Fr. Edgar Saguinsin was born in Victorias, Negros Occidental in the year 1935. He was ordained in ’63 for the diocese of Bacolod. After being rector of the Seminary and Pastor, he took up justice work for the Sugar Workers. When his life was endangered during Martial Law, he went to work in Hawaii where he eventually became Pastor of St. John’s Church, Honolulu. There he developed the RCIA Approach to evangelization that he explains below.

Techno- Babble
Many years ago, Jack Hynes, a close friend of mine and an Irish Columban missionary priest, jolted me once with a frank critism: “Edgar,” he said, “You are not speaking from your head.”  This was after our group sharing during a spiritual retreat. Jack’s critism made me aware that it was more words and concepts than self and people’s lives that were coming across in my discourses.
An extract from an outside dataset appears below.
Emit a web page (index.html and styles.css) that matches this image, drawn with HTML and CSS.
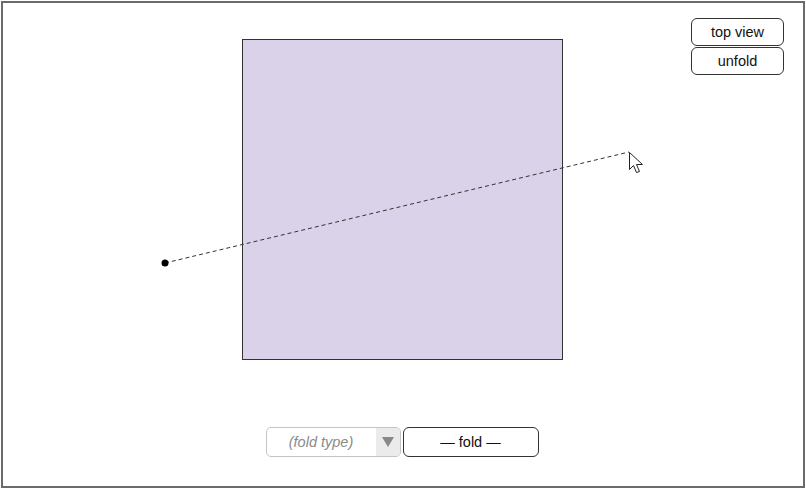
FILE: index.html
```html
<!DOCTYPE html>
<html>
<head>
<meta charset="utf-8">
<link rel="stylesheet" href="styles.css">
</head>
<body>
<div class="frame">
  <svg class="canvas" width="802" height="485" viewBox="0 0 802 485">
    <rect x="239.5" y="36.5" width="320" height="320" fill="#d9d2e9" stroke="#333" stroke-width="1"/>
    <line x1="162" y1="260" x2="626" y2="149" stroke="#333" stroke-width="1" stroke-dasharray="4 3"/>
    <circle cx="162" cy="260" r="3.5" fill="#000"/>
    <path d="M626.5 149.5 L626.5 166.5 L630.5 162.5 L633.5 169.5 L636.5 168.5 L633.5 161.5 L639.5 161.5 Z" fill="#fff" stroke="#222" stroke-width="1" stroke-linejoin="miter"/>
  </svg>
  <div class="top-controls">
    <button class="btn">top view</button>
    <button class="btn">unfold</button>
  </div>
  <div class="bottom-controls">
    <div class="select">
      <span class="select-label">(fold type)</span>
      <span class="select-arrow"><svg width="12" height="10" viewBox="0 0 12 10"><path d="M0 0 L12 0 L6 10 Z" fill="#888"/></svg></span>
    </div>
    <button class="btn wide">— fold —</button>
  </div>
</div>
</body>
</html>
```

FILE: styles.css
```css
html, body {
  margin: 0;
  padding: 0;
  background: #fff;
}
body {
  padding: 1px 0 0 1px;
  font-family: "Liberation Sans", Arial, sans-serif;
}
.frame {
  position: relative;
  box-sizing: border-box;
  width: 804px;
  height: 487px;
  border: 2px solid #6b6b6b;
  display: flex;
  flex-direction: column;
}
.canvas {
  position: absolute;
  left: 0;
  top: 0;
}
.top-controls {
  position: relative;
  display: flex;
  flex-direction: column;
  align-items: flex-end;
  gap: 1px;
  padding: 15px 19px 0 0;
}
.btn {
  box-sizing: border-box;
  margin: 0;
  width: 93px;
  height: 28px;
  border: 1px solid #333;
  border-radius: 6px;
  background: #fff;
  font-family: "Liberation Sans", Arial, sans-serif;
  font-size: 14.5px;
  color: #111;
  padding: 0;
}
.btn.wide {
  width: 136px;
  height: 30px;
}
.bottom-controls {
  position: relative;
  margin-top: auto;
  display: flex;
  justify-content: center;
  gap: 2px;
  padding: 0 2px 29px 0;
}
.select {
  box-sizing: border-box;
  width: 135px;
  height: 30px;
  border: 1px solid #c4c4c4;
  border-radius: 5px;
  display: flex;
  overflow: hidden;
}
.select-label {
  flex: 1;
  display: flex;
  align-items: center;
  justify-content: center;
  font-size: 14.5px;
  font-style: italic;
  color: #8a8a8a;
}
.select-arrow {
  width: 24px;
  background: #ebebeb;
  display: flex;
  align-items: center;
  justify-content: center;
}
```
In the first seven years of my teaching and preaching ministry, it was always a temptation to talk in terms of concepts and technical words, the “techno-babble” of theologians and philosophers. But I soon came to realize that to speak from the heart and to be understood by the ordinary women and men of the street was the real achievement. The first major development in my ministry was a shift away from the “conceptualist” way of preaching and teaching.

Stark Experience
My preaching went through another stage of development when I started associating closely with the sugar workers of the Philippine I Negros Island where I came from. I remember Jose Panganiban, one of our original labor organizers, speaking at a labor seminar in 1971: “When Father comes to the hacienda to celebrate Mass, our amo sends his car to pick him up while we have to walk some distance. After the Mass, Father is invited to go up the amo’s residence for breakfast while we walk home hungry and not sure if we could eat more than a meal that day. Then Father is brought back home with a stipend while our minimum wages are not paid in time.” Jose my trusted friend, was not attacking me. He was just explaining their living conditions and the contrast between our lives!
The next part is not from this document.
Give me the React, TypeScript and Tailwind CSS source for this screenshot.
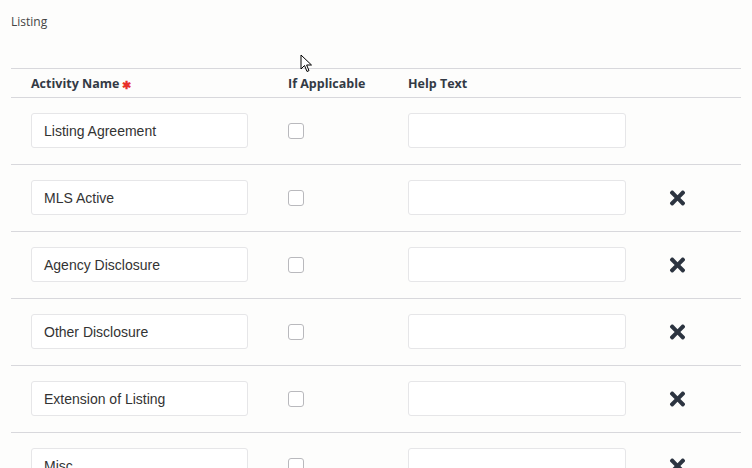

 National Federation of Sugar Workers
I became convinced during this period that preaching social justice and working for a more just world is an integral part of the Gospel. We organized the National Federation of Sugar Workers (NFSW), and after four years as pastor of La Carlota City where the labor organization was born and grew, I had to work with NFSW full time as one of its officer and organizers. Afterwards I had to leave the Philippines in 1981 for the safety of my life. That as a priest I could work in NFSW as a full time officer and organizer is a tribute to my former bishop, the most Rev. Antonio Y. Fortich. Under increasing pressure and opposition from sugar plantation and mill owners and big business Bishop Fortich now retired, persisted in giving his blessing to such an “unpriestly” work!

Option for the Poor
The content and style of my preaching the gospel changed radically at this point. The Gospels clearly show that our Lord Jesus has a “preferential option for the poor” I joined labor organizations because I strongly felt that the gospel of love must be translated into love and advocacy for  our hungry, exploited, and oppressed people in the land of plenty. Organizing and educating them is the best way of helping them help themselves.

Giving Witness
Our faith demands that we get involved in changing a society where wealth and political power are inequitably distributed between the few very rich and the vast majority of impoverished people. In working to change an unjust and violent society the followers of Jesus have to resist the temptation to adopt violence as an instrument of policy. But we encouraged the laborers and common people to be militant in speaking and working for their rights, and to expose abuses. In this kind of work, however much we tried to be prudent and reasonable, we could not avoid the military repression of the Martial Law government and the angry opposition of former friends, relatives, and benefactors. I always asked: “How else can we give witness to what we preach?”

Shock in Hawaii
A third major development in my preaching took place when I began my ministry in Hawaii in 1983. Here I have been dismayed to observe people and their children, particularly Catholic Filipino immigrants, lose their faith in ways I have never seen in the Philippines. This fact has made me reflect deeply, and has challenged me. Henceforth, I have to focus my ministry and preaching on nurturing faith. If justice, peace and development have become a prominent concern of the Philippines Church, here in the U.S. fostering faith is our crying pastoral need.

 

Fostering Faith
With fostering faith as a preoccupation, the work of Catholic evangelization has taken center stage in my mind. It’s because faith in our Lord Jesus is what the work of evangelization id trying to bring about. Fostering faith, I have learned, is not the same teaching doctrine. For some teaching doctrine, the proper place is the classroom, and the method is lecture. But for fostering faith, the proper place is the small group, and the method is faith sharing. Doctrine and knowledge can be transferred. But faith, like love and commitment, cannot be transferred but must be personally experienced by each of us. The discovery that small group faith sharing is the most effective way of nurturing one another’s faith is something revolutionary for me. Every time we break up into small groups of four or five at our catechumenate or rite of Christian Initiation of Adults (RCIA) session and have bible faith sharing, a miracle takes place! Part of the miracle is the preacher-teacher also learns and gets converted!

Four Elements
Not like before, I have learned that in order to foster faith four elements must always come into play as interconnected parts of a whole. They are: the message, community. prayer and service. The message we preach is Jesus Christ and his call to conversion. Here the bible becomes a necessity. At the same time we promote a sense of fellowship and community among the people we are evangelizing. At every session, a good amount of time is assigned to praying in any form of prayer. Then they are challenged to serve. Sharing one’s faith with others, starting with our family, is a form of service. Working to help make our world a more just and better place for God is another form of service. This kind of Catholic evangelization work has helped me find the focus of my priesthood: the priest’s reason for being is a pastor, to lead in planting and nurturing faith in people.

Will there be major developments in my life that will shape my preaching of the Gospel?